Racketeering for grades
Many students in our higher institutions have gained the advantage of lubricating their lecturers with some “fat envelopes” in exchange for grades before or after an examination. The rule of thumb is “the fatter your envelope the higher your grade”. Many students have now seized the opportunity of this crack to indulge in chasing shadows on campus rather than studying hard, with the understanding that their lubricant will attract them what they had not worked for. Some lecturers on their own part, who had enjoyed this extended beneficence to their own peril from students, are now enforcing the practice. This they do by making the uncooperative students in the class pay dearly, irrespective of what the students have written in the exam.
More so, practical projects which are usually carried out by students in their final year in order to acquire practical skills to enhance some level of job experience after graduation is being jeopardized. Most lecturers in our higher institutions are using this medium to enrich their pockets. This is because students will be ready to pay anything in order to have a high grade in such courses. Usually, the credit load attached to such courses are always very heavy, making the students desperate to make good grades. The students pay these “project fees” after which the supervisors turn a blind eye to whatever the students do. Some students use this open window to plagiarize other peoples’ work and submit as their own work. No wonder why students now graduate from universities or polytechnics after spending 4-6 years without any practical skill. This could be worrisome especially in science based and other applied courses.
Sale of handouts or textbooks
In some of our institutions, the sales of hand outs by lecturers are not allowed, while in others, their sales are being regulated. However, it’s no one’s business in some other institutions especially in polytechnics and colleges of education. Some lecturers have however made their materials the sole resource materials. Hence, the purchase of these materials is made compulsory for all the students. As a matter of fact students are allotted free grades just for buying these lecture materials while those who could not afford to buy the materials are made to carry over the course. Worsening still is the fact that exam questions are sometimes lifted from these materials in favor of those who have been able to purchase the materials.

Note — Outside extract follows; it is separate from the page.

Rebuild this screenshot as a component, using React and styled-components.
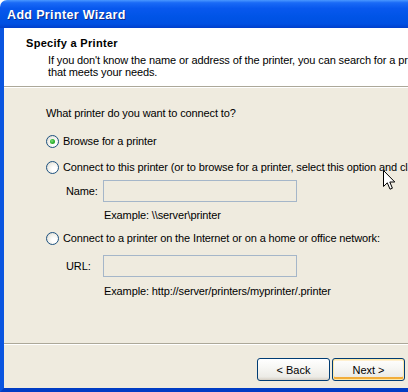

Some lecturers are in the practice of dolling out free grades to students in exchange for sexual pleasure. This practice is common more among the male lecturers. Some students however, prefer this method of increasing their CGPA rather than studying and so take advantage of the loop hole. At some other instance, these lecturers trade these young girls with some of their benefactors like politicians outside the campus in exchange for one favor or the other. These girls spend nights with the politicians while the lecturer gets the credit. Thereafter, the student is upgraded. The male students on their own part serve as the connecting link between the lecturers and the girls i.e. they play the lecturers “runners” in the business.
Students who cannot afford to buy their grade with money or sleep with their lecturers are given the opportunity to run errands at home for these lecturers. They visit homes of these lecturers to wash clothes, cars, clean their houses, while some even help in farming. All in exchange for grades.
More sickening is the situation where our leaders and other figures of prominence in the society who without going through the walls of an institution use their influence and affluence to lobby the institution management with huge irresistible mouth watering offers. These they do in exchange for a certificate they have little or zero knowledge about. It is no more uncommon to see past or incumbent governors who are now lawyers, without attending the law school. Serving or past Presidents, senators etc, who are claiming to be engineers, without attending an engineering class. These figures after their tenure in office go out to claim experts in fields they know nothing about.
Finally, some students who cannot afford any of the above have found solace in belonging to aggressive groups on campus using violence and threats to obtain what they want. Cultism and her cohorts has become an open society in some of our higher institutions. And students use these medium to threaten some of their lecturers or even management staff to make ends meet. More worrisome, is the situation where some staff in the university have also given-in to these means. As a matter of fact, in one of our universities in the South west, The Vice Chancellor of the university was the main sponsor of cultism on campus.
All these and sundry, calls for a state of emergency in the nigerian higher institutions. Education in Nigeria should be centered on acquiring knowledge and not just obtaining the certificate. A situation where the certificate is priced above knowledge acquisition is tantamount to loading the society with societal burdens and frictions. These elements on graduation become a liability rather than problem solvers. Every graduate from any institution should be produced with the objective of solving a problem. This the only channel through which any country can develop. In a job interview I attended some years back, I met with a graduate with honors from one of our universities in the south who could not write an application letter for employment! No wonder why with the teeming population of graduates downloaded into the society yearly, Nigeria is still in darkness, underdeveloped and labeled one of the poorest countries in the world. Education is the movement from darkness to light (Allan Bloom). If Nigeria must move from darkness to the light, then she must be bent on producing certificate owners worthy in character and learning. A fact which cannot be denied is that our institution merely give back to the society graduates that are half or even unbaked, thugs, mediocre and unrefined in their behavior. Noteworthy, most of the leaders we have today are people who had gone through one of these odd processes in obtaining their certificates. No wonder some of our leaders are not better than villains.
Finally, the Nigeria educational system from the grass root is in dare need of a total sanitization. Beginning from the students laddering up to the management and governing councils. The system is in a total dilapidating state and calls for a “save our souls” alarm. The individuals, society and the government in particular should rise up to this task of salvaging the educational system of our beloved country. Nelson Mandela stated that education is the most powerful weapon which you can use to change the world. Reports have shown that majority of the thugs, kidnappers, robbers, yahoo boys etc in the society are holders of higher institution certificates. Our higher institution is supposed to be a refinery where in student (the raw materials) after going through the process should come out a refined product, marketable any wherein the globe. A positive change is said to be the end result of all true learning. When this is not achieved then the purpose of the education is defeated despite the certificate awarded.